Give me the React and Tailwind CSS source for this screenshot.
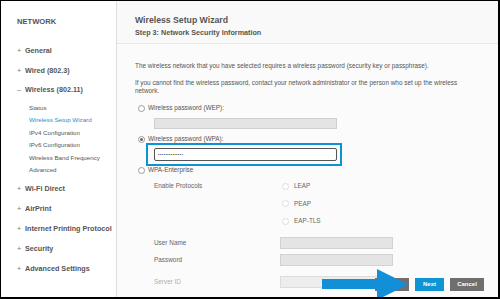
import React from "react";

function Radio({ checked = false, disabled = false }) {
  return (
    <span
      className={
        "inline-flex items-center justify-center w-[7px] h-[7px] rounded-full border shrink-0 bg-white " +
        (disabled ? "border-[#dddddd]" : "border-[#9a9a9a]")
      }
    >
      {checked ? <span className="w-[3px] h-[3px] rounded-full bg-[#666]" /> : null}
    </span>
  );
}

function NavItem({ sign = "+", label, h = "h-5" }) {
  return (
    <div className={"flex items-center text-[7.2px] font-bold text-[#555] " + h}>
      <span className="w-2 font-normal text-[#777]">{sign}</span>
      <span>{label}</span>
    </div>
  );
}

function SubItem({ label, active = false }) {
  return (
    <div
      className={
        "h-[12.5px] leading-[12.5px] text-[6.2px] " + (active ? "text-[#1a8fd1]" : "text-[#555]")
      }
    >
      {label}
    </div>
  );
}

export default function App() {
  return (
    <div className="w-[500px] h-[299px] flex border-t border-l border-r-2 border-b-2 border-black bg-white overflow-hidden font-['Liberation_Sans',Arial,sans-serif]">
      {/* Sidebar */}
      <div className="w-[116px] shrink-0 border-r border-[#dedede] bg-white pl-4">
        <div className="mt-[11px] h-5 leading-5 text-[7.6px] font-bold text-[#555]">NETWORK</div>
        <div className="mt-[9px]">
          <NavItem label="General" />
          <NavItem label="Wired (802.3)" />
          <NavItem sign="–" label="Wireless (802.11)" h="h-[19px]" />
        </div>
        <div className="mt-[1.5px] pl-3">
          <SubItem label="Status" />
          <SubItem label="Wireless Setup Wizard" active />
          <SubItem label="IPv4 Configuration" />
          <SubItem label="IPv6 Configuration" />
          <SubItem label="Wireless Band Frequency" />
          <SubItem label="Advanced" />
        </div>
        <div className="mt-[2.5px]">
          <NavItem label="Wi-Fi Direct" />
          <NavItem label="AirPrint" />
          <NavItem label="Internet Printing Protocol" />
          <NavItem label="Security" />
          <NavItem label="Advanced Settings" />
        </div>
      </div>

      {/* Main */}
      <div className="flex-1 flex flex-col bg-[#fbfbfb] relative overflow-hidden">
        <div className="h-[43px] shrink-0 border-b border-[#e8e8e8] bg-[#f9f9f9] pl-[18px] pt-[13px]">
          <div className="h-3 leading-3 text-[8.7px] font-bold text-[#555]">Wireless Setup Wizard</div>
          <div className="mt-[2px] h-[10px] leading-[10px] text-[7.2px] font-bold text-[#555]">
            Step 3: Network Security Information
          </div>
        </div>

        <div className="pl-[18px] pt-[18px] text-[6.4px] text-[#555]">
          <p className="leading-[8px]">
            The wireless network that you have selected requires a wireless password (security key or passphrase).
          </p>
          <p className="mt-[9px] leading-[8px] w-[335px]">
            If you cannot find the wireless password, contact your network administrator or the person who set up the
            wireless network.
          </p>

          <div className="mt-[8px] h-[10px] flex items-center gap-[3px] pl-[3px]">
            <Radio />
            <span>Wireless password (WEP):</span>
          </div>
          <div className="mt-[5px] ml-[19px] w-[183px] h-[11px] bg-[#e4e4e4] border border-[#cfcfcf]" />

          <div className="mt-[5px] h-[10px] flex items-center gap-[3px] pl-[3px]">
            <Radio checked />
            <span>Wireless password (WPA):</span>
          </div>
          <div className="relative mt-[4px] ml-[19px] w-[183px] h-[13px] bg-white border border-[#555] rounded-[2px] flex items-center pl-[3px]">
            <span className="text-[4px] leading-[4px] text-[#333] tracking-[0.4px]">••••••••••••••</span>
            <div className="absolute -left-[9px] -top-[6px] w-[196px] h-[23px] border-2 border-[#0b93d5]" />
          </div>

          <div className="mt-[4px] h-[10px] flex items-center gap-[3px] pl-[3px]">
            <Radio />
            <span>WPA-Enterprise</span>
          </div>

          <div className="mt-[6px] ml-[19px] grid grid-cols-[126px_113px]">
            <div className="h-[10px] leading-[10px] text-[#666]">Enable Protocols</div>
            <div className="flex flex-col gap-[7.5px] pl-[2px] text-[#666]">
              <div className="h-[10px] flex items-center gap-[5px]">
                <Radio disabled />
                <span>LEAP</span>
              </div>
              <div className="h-[10px] flex items-center gap-[5px]">
                <Radio disabled />
                <span>PEAP</span>
              </div>
              <div className="h-[10px] flex items-center gap-[5px]">
                <Radio disabled />
                <span>EAP-TLS</span>
              </div>
            </div>

            <div className="mt-[11px] h-[12px] leading-[12px] text-[#666]">User Name</div>
            <div className="mt-[11px] h-[12px] bg-[#e4e4e4] border border-[#d2d2d2]" />
            <div className="mt-[5px] h-[12px] leading-[12px] text-[#666]">Password</div>
            <div className="mt-[5px] h-[12px] bg-[#e4e4e4] border border-[#d2d2d2]" />
            <div className="mt-[10px] h-[12px] leading-[12px] text-[#b0b0b0]">Server ID</div>
            <div className="mt-[10px] h-[12px] bg-[#ededed] border border-[#dddddd]" />
          </div>
        </div>

        {/* Footer buttons */}
        <div className="absolute right-[14px] bottom-[6px] flex gap-[6px]">
          <div className="w-[34px] h-[13px] bg-[#6f6f6f] text-white text-[6px] font-bold flex items-center justify-center">
            Back
          </div>
          <div className="w-[29px] h-[13px] bg-[#0f94d4] text-white text-[6px] font-bold flex items-center justify-center">
            Next
          </div>
          <div className="w-[34px] h-[13px] bg-[#6f6f6f] text-white text-[6px] font-bold flex items-center justify-center">
            Cancel
          </div>
        </div>

        {/* Annotation arrow */}
        <svg className="absolute left-[205px] top-[267px]" width="88" height="32" viewBox="0 0 88 32">
          <rect x="0" y="11" width="58" height="10" fill="#1190d8" />
          <polygon points="55,1 86,16.5 55,32" fill="#1190d8" />
        </svg>
      </div>
    </div>
  );
}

### Given exercise
Reproduce the material in full, word for word, and omit the pictures.

### Exercise output
Give me the React and Tailwind CSS source for this screenshot.
import React from "react";

function Radio({ checked = false, disabled = false }) {
  return (
    <span
      className={
        "inline-flex items-center justify-center w-[7px] h-[7px] rounded-full border shrink-0 bg-white " +
        (disabled ? "border-[#dddddd]" : "border-[#9a9a9a]")
      }
    >
      {checked ? <span className="w-[3px] h-[3px] rounded-full bg-[#666]" /> : null}
    </span>
  );
}

function NavItem({ sign = "+", label, h = "h-5" }) {
  return (
    <div className={"flex items-center text-[7.2px] font-bold text-[#555] " + h}>
      <span className="w-2 font-normal text-[#777]">{sign}</span>
      <span>{label}</span>
    </div>
  );
}

function SubItem({ label, active = false }) {
  return (
    <div
      className={
        "h-[12.5px] leading-[12.5px] text-[6.2px] " + (active ? "text-[#1a8fd1]" : "text-[#555]")
      }
    >
      {label}
    </div>
  );
}

export default function App() {
  return (
    <div className="w-[500px] h-[299px] flex border-t border-l border-r-2 border-b-2 border-black bg-white overflow-hidden font-['Liberation_Sans',Arial,sans-serif]">
      {/* Sidebar */}
      <div className="w-[116px] shrink-0 border-r border-[#dedede] bg-white pl-4">
        <div className="mt-[11px] h-5 leading-5 text-[7.6px] font-bold text-[#555]">NETWORK</div>
        <div className="mt-[9px]">
          <NavItem label="General" />
          <NavItem label="Wired (802.3)" />
          <NavItem sign="–" label="Wireless (802.11)" h="h-[19px]" />
        </div>
        <div className="mt-[1.5px] pl-3">
          <SubItem label="Status" />
          <SubItem label="Wireless Setup Wizard" active />
          <SubItem label="IPv4 Configuration" />
          <SubItem label="IPv6 Configuration" />
          <SubItem label="Wireless Band Frequency" />
          <SubItem label="Advanced" />
        </div>
        <div className="mt-[2.5px]">
          <NavItem label="Wi-Fi Direct" />
          <NavItem label="AirPrint" />
          <NavItem label="Internet Printing Protocol" />
          <NavItem label="Security" />
          <NavItem label="Advanced Settings" />
        </div>
      </div>

      {/* Main */}
      <div className="flex-1 flex flex-col bg-[#fbfbfb] relative overflow-hidden">
        <div className="h-[43px] shrink-0 border-b border-[#e8e8e8] bg-[#f9f9f9] pl-[18px] pt-[13px]">
          <div className="h-3 leading-3 text-[8.7px] font-bold text-[#555]">Wireless Setup Wizard</div>
          <div className="mt-[2px] h-[10px] leading-[10px] text-[7.2px] font-bold text-[#555]">
            Step 3: Network Security Information
          </div>
        </div>

        <div className="pl-[18px] pt-[18px] text-[6.4px] text-[#555]">
          <p className="leading-[8px]">
            The wireless network that you have selected requires a wireless password (security key or passphrase).
          </p>
          <p className="mt-[9px] leading-[8px] w-[335px]">
            If you cannot find the wireless password, contact your network administrator or the person who set up the
            wireless network.
          </p>

          <div className="mt-[8px] h-[10px] flex items-center gap-[3px] pl-[3px]">
            <Radio />
            <span>Wireless password (WEP):</span>
          </div>
          <div className="mt-[5px] ml-[19px] w-[183px] h-[11px] bg-[#e4e4e4] border border-[#cfcfcf]" />

          <div className="mt-[5px] h-[10px] flex items-center gap-[3px] pl-[3px]">
            <Radio checked />
            <span>Wireless password (WPA):</span>
          </div>
          <div className="relative mt-[4px] ml-[19px] w-[183px] h-[13px] bg-white border border-[#555] rounded-[2px] flex items-center pl-[3px]">
            <span className="text-[4px] leading-[4px] text-[#333] tracking-[0.4px]">••••••••••••••</span>
            <div className="absolute -left-[9px] -top-[6px] w-[196px] h-[23px] border-2 border-[#0b93d5]" />
          </div>

          <div className="mt-[4px] h-[10px] flex items-center gap-[3px] pl-[3px]">
            <Radio />
            <span>WPA-Enterprise</span>
          </div>

          <div className="mt-[6px] ml-[19px] grid grid-cols-[126px_113px]">
            <div className="h-[10px] leading-[10px] text-[#666]">Enable Protocols</div>
            <div className="flex flex-col gap-[7.5px] pl-[2px] text-[#666]">
              <div className="h-[10px] flex items-center gap-[5px]">
                <Radio disabled />
                <span>LEAP</span>
              </div>
              <div className="h-[10px] flex items-center gap-[5px]">
                <Radio disabled />
                <span>PEAP</span>
              </div>
              <div className="h-[10px] flex items-center gap-[5px]">
                <Radio disabled />
                <span>EAP-TLS</span>
              </div>
            </div>

            <div className="mt-[11px] h-[12px] leading-[12px] text-[#666]">User Name</div>
            <div className="mt-[11px] h-[12px] bg-[#e4e4e4] border border-[#d2d2d2]" />
            <div className="mt-[5px] h-[12px] leading-[12px] text-[#666]">Password</div>
            <div className="mt-[5px] h-[12px] bg-[#e4e4e4] border border-[#d2d2d2]" />
            <div className="mt-[10px] h-[12px] leading-[12px] text-[#b0b0b0]">Server ID</div>
            <div className="mt-[10px] h-[12px] bg-[#ededed] border border-[#dddddd]" />
          </div>
        </div>

        {/* Footer buttons */}
        <div className="absolute right-[14px] bottom-[6px] flex gap-[6px]">
          <div className="w-[34px] h-[13px] bg-[#6f6f6f] text-white text-[6px] font-bold flex items-center justify-center">
            Back
          </div>
          <div className="w-[29px] h-[13px] bg-[#0f94d4] text-white text-[6px] font-bold flex items-center justify-center">
            Next
          </div>
          <div className="w-[34px] h-[13px] bg-[#6f6f6f] text-white text-[6px] font-bold flex items-center justify-center">
            Cancel
          </div>
        </div>

        {/* Annotation arrow */}
        <svg className="absolute left-[205px] top-[267px]" width="88" height="32" viewBox="0 0 88 32">
          <rect x="0" y="11" width="58" height="10" fill="#1190d8" />
          <polygon points="55,1 86,16.5 55,32" fill="#1190d8" />
        </svg>
      </div>
    </div>
  );
}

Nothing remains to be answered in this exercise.